### [EXERCISE TASK]
Copy out the data below as written; omit any images.

------------

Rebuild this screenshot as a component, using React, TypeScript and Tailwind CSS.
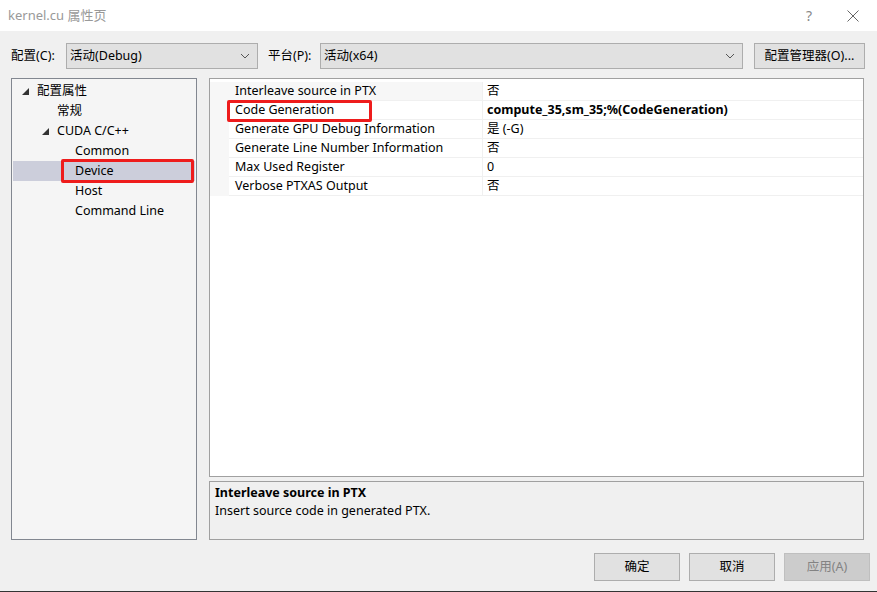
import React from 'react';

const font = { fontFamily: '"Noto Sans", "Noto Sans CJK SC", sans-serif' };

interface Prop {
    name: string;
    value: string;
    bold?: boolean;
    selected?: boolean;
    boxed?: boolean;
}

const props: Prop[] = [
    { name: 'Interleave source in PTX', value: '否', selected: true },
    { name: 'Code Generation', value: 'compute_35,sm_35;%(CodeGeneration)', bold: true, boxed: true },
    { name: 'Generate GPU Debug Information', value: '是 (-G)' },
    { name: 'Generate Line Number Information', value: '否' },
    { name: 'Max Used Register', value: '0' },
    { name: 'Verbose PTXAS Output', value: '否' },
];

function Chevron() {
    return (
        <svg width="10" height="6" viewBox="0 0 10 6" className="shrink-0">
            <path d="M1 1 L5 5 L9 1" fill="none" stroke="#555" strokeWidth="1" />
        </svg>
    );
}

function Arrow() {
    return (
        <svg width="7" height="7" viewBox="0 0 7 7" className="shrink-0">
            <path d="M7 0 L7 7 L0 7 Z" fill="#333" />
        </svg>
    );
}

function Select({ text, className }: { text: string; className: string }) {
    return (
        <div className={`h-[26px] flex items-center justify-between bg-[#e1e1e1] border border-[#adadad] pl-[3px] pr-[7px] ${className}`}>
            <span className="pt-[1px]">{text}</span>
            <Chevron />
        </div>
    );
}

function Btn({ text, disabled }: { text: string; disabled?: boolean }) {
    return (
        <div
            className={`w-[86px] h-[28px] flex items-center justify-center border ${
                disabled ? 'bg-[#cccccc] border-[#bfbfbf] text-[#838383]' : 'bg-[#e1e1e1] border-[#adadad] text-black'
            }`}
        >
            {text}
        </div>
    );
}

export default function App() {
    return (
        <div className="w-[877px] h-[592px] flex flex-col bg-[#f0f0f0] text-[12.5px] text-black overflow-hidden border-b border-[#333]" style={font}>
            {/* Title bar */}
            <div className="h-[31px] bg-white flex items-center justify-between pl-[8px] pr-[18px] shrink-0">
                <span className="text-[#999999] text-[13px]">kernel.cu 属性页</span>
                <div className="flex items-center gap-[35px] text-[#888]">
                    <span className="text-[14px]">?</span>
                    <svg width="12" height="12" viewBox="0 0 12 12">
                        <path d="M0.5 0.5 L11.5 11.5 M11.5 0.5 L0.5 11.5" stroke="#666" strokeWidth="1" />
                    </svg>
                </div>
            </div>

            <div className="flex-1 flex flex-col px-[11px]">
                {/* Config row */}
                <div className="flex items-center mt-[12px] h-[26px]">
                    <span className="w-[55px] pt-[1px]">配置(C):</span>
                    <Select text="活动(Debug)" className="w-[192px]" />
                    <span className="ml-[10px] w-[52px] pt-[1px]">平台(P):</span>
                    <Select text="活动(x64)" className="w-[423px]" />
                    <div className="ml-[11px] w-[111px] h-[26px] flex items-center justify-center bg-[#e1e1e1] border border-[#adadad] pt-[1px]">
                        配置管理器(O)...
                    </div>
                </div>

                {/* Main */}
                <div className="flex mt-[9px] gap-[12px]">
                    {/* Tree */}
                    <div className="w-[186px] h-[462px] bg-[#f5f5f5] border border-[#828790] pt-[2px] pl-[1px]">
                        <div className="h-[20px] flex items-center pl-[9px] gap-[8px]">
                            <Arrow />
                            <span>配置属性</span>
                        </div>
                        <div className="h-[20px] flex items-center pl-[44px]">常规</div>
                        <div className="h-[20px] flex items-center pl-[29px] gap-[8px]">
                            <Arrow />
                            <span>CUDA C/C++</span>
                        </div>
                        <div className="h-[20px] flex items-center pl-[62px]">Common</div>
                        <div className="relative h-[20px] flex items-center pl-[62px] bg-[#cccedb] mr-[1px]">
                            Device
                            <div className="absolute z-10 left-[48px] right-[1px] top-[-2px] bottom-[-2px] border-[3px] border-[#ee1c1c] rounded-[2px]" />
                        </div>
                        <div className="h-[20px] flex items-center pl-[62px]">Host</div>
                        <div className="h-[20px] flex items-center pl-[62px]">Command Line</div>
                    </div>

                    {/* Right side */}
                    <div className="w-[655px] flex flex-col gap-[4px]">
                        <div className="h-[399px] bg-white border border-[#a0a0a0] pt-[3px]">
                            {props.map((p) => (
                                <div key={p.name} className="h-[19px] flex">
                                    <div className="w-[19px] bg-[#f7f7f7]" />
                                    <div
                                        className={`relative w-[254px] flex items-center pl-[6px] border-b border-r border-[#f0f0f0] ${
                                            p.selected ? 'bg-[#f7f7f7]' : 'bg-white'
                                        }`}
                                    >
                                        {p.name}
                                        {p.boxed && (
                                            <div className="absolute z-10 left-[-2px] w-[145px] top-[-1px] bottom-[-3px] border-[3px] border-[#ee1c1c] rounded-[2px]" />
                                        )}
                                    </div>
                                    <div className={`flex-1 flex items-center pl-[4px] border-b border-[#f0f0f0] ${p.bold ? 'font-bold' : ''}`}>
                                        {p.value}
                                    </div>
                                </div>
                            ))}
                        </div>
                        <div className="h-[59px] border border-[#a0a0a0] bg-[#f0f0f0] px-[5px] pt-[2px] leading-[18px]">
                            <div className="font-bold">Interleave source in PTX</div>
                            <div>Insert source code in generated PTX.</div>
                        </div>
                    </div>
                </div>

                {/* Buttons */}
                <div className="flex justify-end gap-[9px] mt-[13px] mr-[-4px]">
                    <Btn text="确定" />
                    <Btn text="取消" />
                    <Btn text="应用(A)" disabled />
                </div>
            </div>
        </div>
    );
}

------------

### [TASK RESULT]
Rebuild this screenshot as a component, using React, TypeScript and Tailwind CSS.
import React from 'react';

const font = { fontFamily: '"Noto Sans", "Noto Sans CJK SC", sans-serif' };

interface Prop {
    name: string;
    value: string;
    bold?: boolean;
    selected?: boolean;
    boxed?: boolean;
}

const props: Prop[] = [
    { name: 'Interleave source in PTX', value: '否', selected: true },
    { name: 'Code Generation', value: 'compute_35,sm_35;%(CodeGeneration)', bold: true, boxed: true },
    { name: 'Generate GPU Debug Information', value: '是 (-G)' },
    { name: 'Generate Line Number Information', value: '否' },
    { name: 'Max Used Register', value: '0' },
    { name: 'Verbose PTXAS Output', value: '否' },
];

function Chevron() {
    return (
        <svg width="10" height="6" viewBox="0 0 10 6" className="shrink-0">
            <path d="M1 1 L5 5 L9 1" fill="none" stroke="#555" strokeWidth="1" />
        </svg>
    );
}

function Arrow() {
    return (
        <svg width="7" height="7" viewBox="0 0 7 7" className="shrink-0">
            <path d="M7 0 L7 7 L0 7 Z" fill="#333" />
        </svg>
    );
}

function Select({ text, className }: { text: string; className: string }) {
    return (
        <div className={`h-[26px] flex items-center justify-between bg-[#e1e1e1] border border-[#adadad] pl-[3px] pr-[7px] ${className}`}>
            <span className="pt-[1px]">{text}</span>
            <Chevron />
        </div>
    );
}

function Btn({ text, disabled }: { text: string; disabled?: boolean }) {
    return (
        <div
            className={`w-[86px] h-[28px] flex items-center justify-center border ${
                disabled ? 'bg-[#cccccc] border-[#bfbfbf] text-[#838383]' : 'bg-[#e1e1e1] border-[#adadad] text-black'
            }`}
        >
            {text}
        </div>
    );
}

export default function App() {
    return (
        <div className="w-[877px] h-[592px] flex flex-col bg-[#f0f0f0] text-[12.5px] text-black overflow-hidden border-b border-[#333]" style={font}>
            {/* Title bar */}
            <div className="h-[31px] bg-white flex items-center justify-between pl-[8px] pr-[18px] shrink-0">
                <span className="text-[#999999] text-[13px]">kernel.cu 属性页</span>
                <div className="flex items-center gap-[35px] text-[#888]">
                    <span className="text-[14px]">?</span>
                    <svg width="12" height="12" viewBox="0 0 12 12">
                        <path d="M0.5 0.5 L11.5 11.5 M11.5 0.5 L0.5 11.5" stroke="#666" strokeWidth="1" />
                    </svg>
                </div>
            </div>

            <div className="flex-1 flex flex-col px-[11px]">
                {/* Config row */}
                <div className="flex items-center mt-[12px] h-[26px]">
                    <span className="w-[55px] pt-[1px]">配置(C):</span>
                    <Select text="活动(Debug)" className="w-[192px]" />
                    <span className="ml-[10px] w-[52px] pt-[1px]">平台(P):</span>
                    <Select text="活动(x64)" className="w-[423px]" />
                    <div className="ml-[11px] w-[111px] h-[26px] flex items-center justify-center bg-[#e1e1e1] border border-[#adadad] pt-[1px]">
                        配置管理器(O)...
                    </div>
                </div>

                {/* Main */}
                <div className="flex mt-[9px] gap-[12px]">
                    {/* Tree */}
                    <div className="w-[186px] h-[462px] bg-[#f5f5f5] border border-[#828790] pt-[2px] pl-[1px]">
                        <div className="h-[20px] flex items-center pl-[9px] gap-[8px]">
                            <Arrow />
                            <span>配置属性</span>
                        </div>
                        <div className="h-[20px] flex items-center pl-[44px]">常规</div>
                        <div className="h-[20px] flex items-center pl-[29px] gap-[8px]">
                            <Arrow />
                            <span>CUDA C/C++</span>
                        </div>
                        <div className="h-[20px] flex items-center pl-[62px]">Common</div>
                        <div className="relative h-[20px] flex items-center pl-[62px] bg-[#cccedb] mr-[1px]">
                            Device
                            <div className="absolute z-10 left-[48px] right-[1px] top-[-2px] bottom-[-2px] border-[3px] border-[#ee1c1c] rounded-[2px]" />
                        </div>
                        <div className="h-[20px] flex items-center pl-[62px]">Host</div>
                        <div className="h-[20px] flex items-center pl-[62px]">Command Line</div>
                    </div>

                    {/* Right side */}
                    <div className="w-[655px] flex flex-col gap-[4px]">
                        <div className="h-[399px] bg-white border border-[#a0a0a0] pt-[3px]">
                            {props.map((p) => (
                                <div key={p.name} className="h-[19px] flex">
                                    <div className="w-[19px] bg-[#f7f7f7]" />
                                    <div
                                        className={`relative w-[254px] flex items-center pl-[6px] border-b border-r border-[#f0f0f0] ${
                                            p.selected ? 'bg-[#f7f7f7]' : 'bg-white'
                                        }`}
                                    >
                                        {p.name}
                                        {p.boxed && (
                                            <div className="absolute z-10 left-[-2px] w-[145px] top-[-1px] bottom-[-3px] border-[3px] border-[#ee1c1c] rounded-[2px]" />
                                        )}
                                    </div>
                                    <div className={`flex-1 flex items-center pl-[4px] border-b border-[#f0f0f0] ${p.bold ? 'font-bold' : ''}`}>
                                        {p.value}
                                    </div>
                                </div>
                            ))}
                        </div>
                        <div className="h-[59px] border border-[#a0a0a0] bg-[#f0f0f0] px-[5px] pt-[2px] leading-[18px]">
                            <div className="font-bold">Interleave source in PTX</div>
                            <div>Insert source code in generated PTX.</div>
                        </div>
                    </div>
                </div>

                {/* Buttons */}
                <div className="flex justify-end gap-[9px] mt-[13px] mr-[-4px]">
                    <Btn text="确定" />
                    <Btn text="取消" />
                    <Btn text="应用(A)" disabled />
                </div>
            </div>
        </div>
    );
}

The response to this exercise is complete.